The Pew Center also found "the personally upbeat attitude
and self-confidence" reported by the Chinese people was reflected in views of
how their country is seen abroad. Almost 7 of 10 Chinese surveyed thought the
country was well-liked in the world. Only 42 percent had a favorable view of the
United States, compared with 71 percent of Indians.
Still, not everyone
feels like a winner in China.
The survey found that 31 percent of
Chinese respondents felt they had "lost ground" in the past five years.

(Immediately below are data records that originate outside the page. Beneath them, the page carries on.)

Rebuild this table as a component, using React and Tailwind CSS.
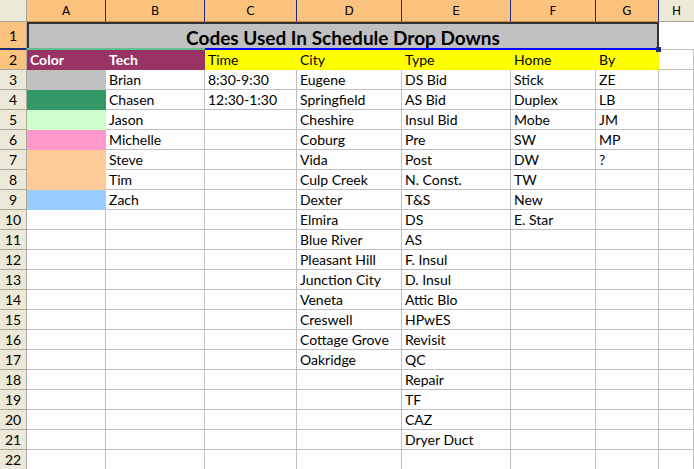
const cols = ["A", "B", "C", "D", "E", "F", "G", "H"];

const fills = {
  3: "bg-[#c0c0c0] border-[#c0c0c0]",
  4: "bg-[#339966] border-[#339966]",
  5: "bg-[#ccffcc] border-[#ccffcc]",
  6: "bg-[#ff99cc] border-[#ff99cc]",
  7: "bg-[#ffcc99] border-[#ffcc99]",
  8: "bg-[#ffcc99] border-[#ffcc99]",
  9: "bg-[#99ccff] border-[#99ccff]",
};

const rows = [
  ["Brian", "8:30-9:30", "Eugene", "DS Bid", "Stick", "ZE"],
  ["Chasen", "12:30-1:30", "Springfield", "AS Bid", "Duplex", "LB"],
  ["Jason", "", "Cheshire", "Insul Bid", "Mobe", "JM"],
  ["Michelle", "", "Coburg", "Pre", "SW", "MP"],
  ["Steve", "", "Vida", "Post", "DW", "?"],
  ["Tim", "", "Culp Creek", "N. Const.", "TW", ""],
  ["Zach", "", "Dexter", "T&S", "New", ""],
  ["", "", "Elmira", "DS", "E. Star", ""],
  ["", "", "Blue River", "AS", "", ""],
  ["", "", "Pleasant Hill", "F. Insul", "", ""],
  ["", "", "Junction City", "D. Insul", "", ""],
  ["", "", "Veneta", "Attic Blo", "", ""],
  ["", "", "Creswell", "HPwES", "", ""],
  ["", "", "Cottage Grove", "Revisit", "", ""],
  ["", "", "Oakridge", "QC", "", ""],
  ["", "", "", "Repair", "", ""],
  ["", "", "", "TF", "", ""],
  ["", "", "", "CAZ", "", ""],
  ["", "", "", "Dryer Duct", "", ""],
  ["", "", "", "", "", ""],
];

const cell = "h-[20px] border-r border-b border-[#c0c0c0] px-[3px] leading-[20px] whitespace-nowrap overflow-hidden";

export default function App() {
  return (
    <div className="w-[694px] h-[469px] overflow-hidden bg-white font-['Lato',sans-serif] text-[14px] text-black">
      <div className="grid grid-cols-[27px_79px_99px_92px_105px_109px_85px_63px_35px]">
        {/* column headers */}
        <div className="h-[22px] bg-[#ece9d8] border-r border-b border-[#aca899]" />
        {cols.map((c) => (
          <div
            key={c}
            className={
              "h-[22px] flex items-center justify-center font-['DejaVu_Sans',sans-serif] text-[12px] border-b " +
              (c === "H"
                ? "bg-[#ece9d8] border-[#aca899]"
                : "bg-[#fcc37e] border-r border-r-[#1c2a7a] border-b-[#c58a45]")
            }
          >
            {c}
          </div>
        ))}

        {/* row 1 */}
        <div className="h-[28px] bg-[#fcc37e] border-r border-[#aca899] border-b-2 border-b-[#1c2a7a] flex items-center justify-center text-[14px]">
          1
        </div>
        <div className="col-span-7 h-[28px] bg-[#c0c0c0] border-2 border-[#333] border-b-0 flex items-center justify-center font-bold text-[19px] leading-none">
          Codes Used In Schedule Drop Downs
        </div>
        <div className="h-[28px] border-b border-[#c0c0c0]" />

        {/* selection line */}
        <div className="col-span-9 h-0 relative">
          <div className="absolute left-[27px] top-[-2px] w-[178px] h-[2px] bg-[#5fbf8f]" />
          <div className="absolute left-[205px] top-[-2px] w-[453px] h-[2px] bg-[#0000ff]" />
          <div className="absolute left-[656px] top-[-3px] w-[5px] h-[5px] bg-[#1c2a7a]" />
        </div>

        {/* row 2 */}
        <div className="h-[20px] bg-[#fcc37e] border-r border-b border-[#aca899] flex items-center justify-center text-[14px]">
          2
        </div>
        <div className="h-[20px] bg-[#993366] px-[3px] leading-[20px] text-white font-bold">Color</div>
        <div className="h-[20px] bg-[#993366] px-[3px] leading-[20px] text-white font-bold">Tech</div>
        {["Time", "City", "Type", "Home", "By"].map((t) => (
          <div key={t} className="h-[20px] bg-[#ffff00] px-[3px] leading-[20px]">
            {t}
          </div>
        ))}
        <div className={cell} />

        {rows.map((r, i) => {
          const n = i + 3;
          return [
            <div
              key={"h" + n}
              className="h-[20px] bg-[#ece9d8] border-r border-b border-[#aca899] flex items-center justify-center text-[14px]"
            >
              {n}
            </div>,
            <div key={"a" + n} className={"h-[20px] border-r border-b " + (fills[n] || "border-[#c0c0c0]")} />,
            ...r.map((v, j) => (
              <div key={n + "-" + j} className={cell}>
                {v}
              </div>
            )),
            <div key={"x" + n} className={cell} />,
          ];
        })}
      </div>
    </div>
  );
}
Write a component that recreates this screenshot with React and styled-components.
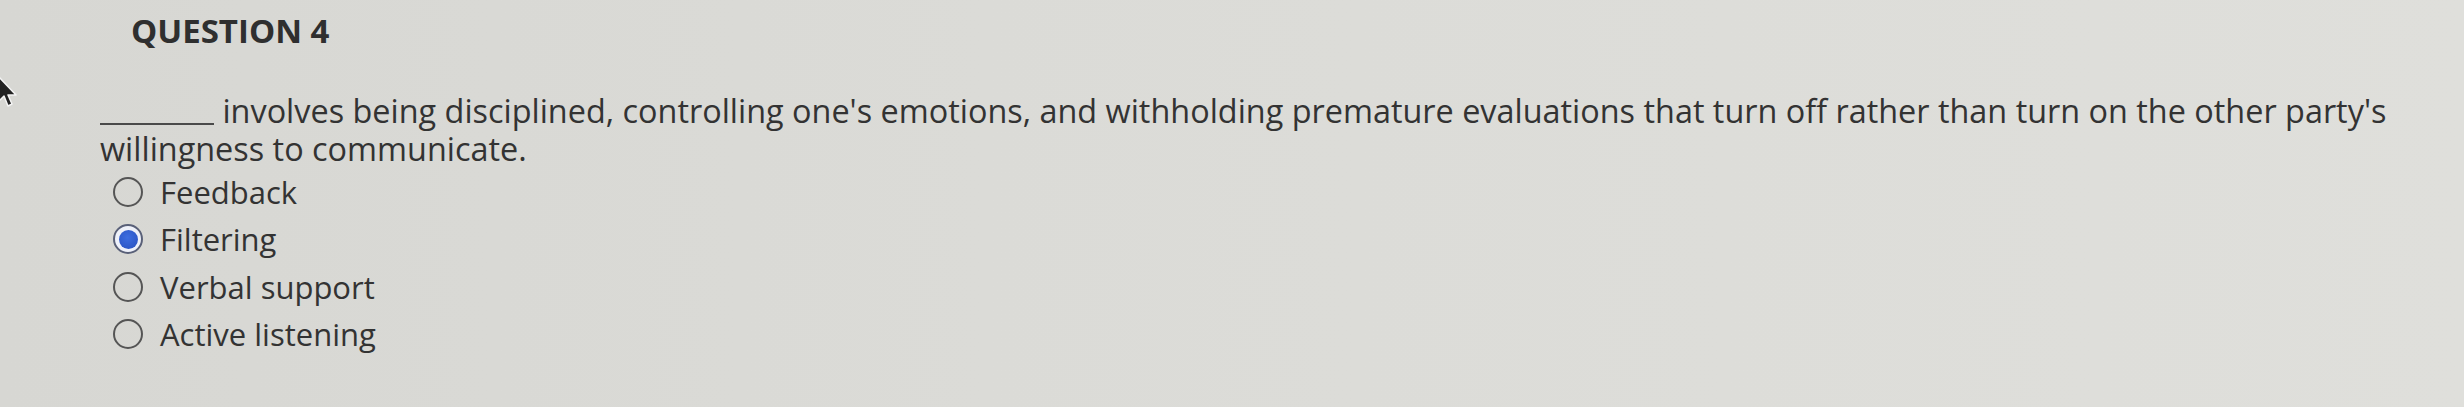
import React from "react";
import styled, { createGlobalStyle } from "styled-components";

const Global = createGlobalStyle`
  html, body { margin: 0; padding: 0; }
  body {
    width: 2464px;
    height: 407px;
    overflow: hidden;
    background: linear-gradient(90deg, #d7d7d3 0%, #dbdbd7 40%, #dfdfdb 100%);
    font-family: "Open Sans", "Noto Sans", sans-serif;
  }
`;

const Page = styled.div`
  position: relative;
  width: 2464px;
  height: 407px;
  box-sizing: border-box;
  padding: 11px 0 0 100px;
  display: flex;
  flex-direction: column;
`;

const Heading = styled.h2`
  margin: 0 0 40px 31px;
  font-size: 33px;
  line-height: 40px;
  font-weight: 700;
  color: #2f2f2f;
`;

const Prompt = styled.p`
  margin: 0 0 1px 0;
  font-size: 32.4px;
  line-height: 38px;
  font-weight: 500;
  color: #333333;
`;

const Blank = styled.span`
  display: inline-block;
  width: 114px;
  height: 2px;
  background: #4a4a4a;
  vertical-align: -2px;
`;

const Options = styled.div`
  display: flex;
  flex-direction: column;
  padding-left: 13px;
`;

const Option = styled.label`
  display: flex;
  align-items: center;
  gap: 17px;
  height: 47.5px;
  font-size: 31px;
  font-weight: 500;
  color: #333333;
`;

const Radio = styled.span`
  box-sizing: border-box;
  width: 30px;
  height: 30px;
  border-radius: 50%;
  flex: none;
  border: 2.5px solid ${(p) => (p.$checked ? "#596078" : "#555555")};
  background: ${(p) => (p.$checked ? "#eef1fa" : "transparent")};
  display: flex;
  align-items: center;
  justify-content: center;
  &::after {
    content: "";
    display: ${(p) => (p.$checked ? "block" : "none")};
    width: 19px;
    height: 19px;
    border-radius: 50%;
    background: radial-gradient(circle at 45% 40%, #3d6de0 0%, #2d58c8 70%, #2a4fb4 100%);
  }
`;

const Cursor = styled.svg`
  position: absolute;
  left: -5px;
  top: 75px;
`;

const options = [
  { label: "Feedback", checked: false },
  { label: "Filtering", checked: true },
  { label: "Verbal support", checked: false },
  { label: "Active listening", checked: false },
];

export default function App() {
  return (
    <>
      <Global />
      <Page>
        <Cursor width="26" height="36" viewBox="0 0 26 36">
          <path
            d="M3 1 L3 27 L9 21 L13 31 L17 29 L13 20 L21 20 Z"
            fill="#222"
            stroke="#f4f4f4"
            strokeWidth="1.5"
            strokeLinejoin="round"
          />
        </Cursor>
        <Heading>QUESTION 4</Heading>
        <Prompt>
          <Blank /> involves being disciplined, controlling one's emotions, and withholding premature
          evaluations that turn off rather than turn on the other party's
          <br />
          willingness to communicate.
        </Prompt>
        <Options>
          {options.map((o) => (
            <Option key={o.label}>
              <Radio $checked={o.checked} />
              {o.label}
            </Option>
          ))}
        </Options>
      </Page>
    </>
  );
}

This despite extraordinarily rapid economic growth built on low-cost
exports and foreign investment.
The Pew Center noted the result was "a
reminder that China's economic growth has not touched everyone."
Even
those Chinese who feel upwardly mobile still have a way to go before they
fulfill their aspirations. Respondents were asked to rank themselves on a scale
of 1 to 10, ranging from "the worst possible life" to "the best possible
life."
On this "ladder of life," the Pew Center found 57 percent of
Chinese were bunched in the middle, with ratings of 4 to 6. Only 29 percent said
they were on the top rungs, with ratings of 7 to 10. In the United States, 59
percent of the people already place themselves on the top rungs.
The Pew
Center survey was carried out in face-to-face interviews with 2,191 Chinese who
were mainly in the cities of Beijing, Chengdu, Guangzhou, Shanghai, Shenyang and
Wuhan, which it acknowledged gave the results an urban bias.
Brian
Negley, an executive director of AC Nielsen's China office, based in Shanghai,
said the urban weighting of the survey made it difficult to do direct
comparisons with other countries with smaller disparities between urban and
rural areas.
"The difference between urban and non-urban in China is much
bigger than in most of those comparison countries," he said. "So to come out and
say China is the most optimistic country in the world might be a bit of a
stretch if you just think of how the survey was done and
conducted."
Laurent, of Asian Demographics, added that opinion surveys in
China often needed to be "taken with a grain of salt" because of a tendency
among many respondents to want to give positive replies.
"Chinese are
very nationalistic and they will be prone to come out with such high
satisfaction scores because they are very proud of China," he said. "It would be
seen as being disloyal to say you weren't satisfied."
This story is
from International Herald Tribune website.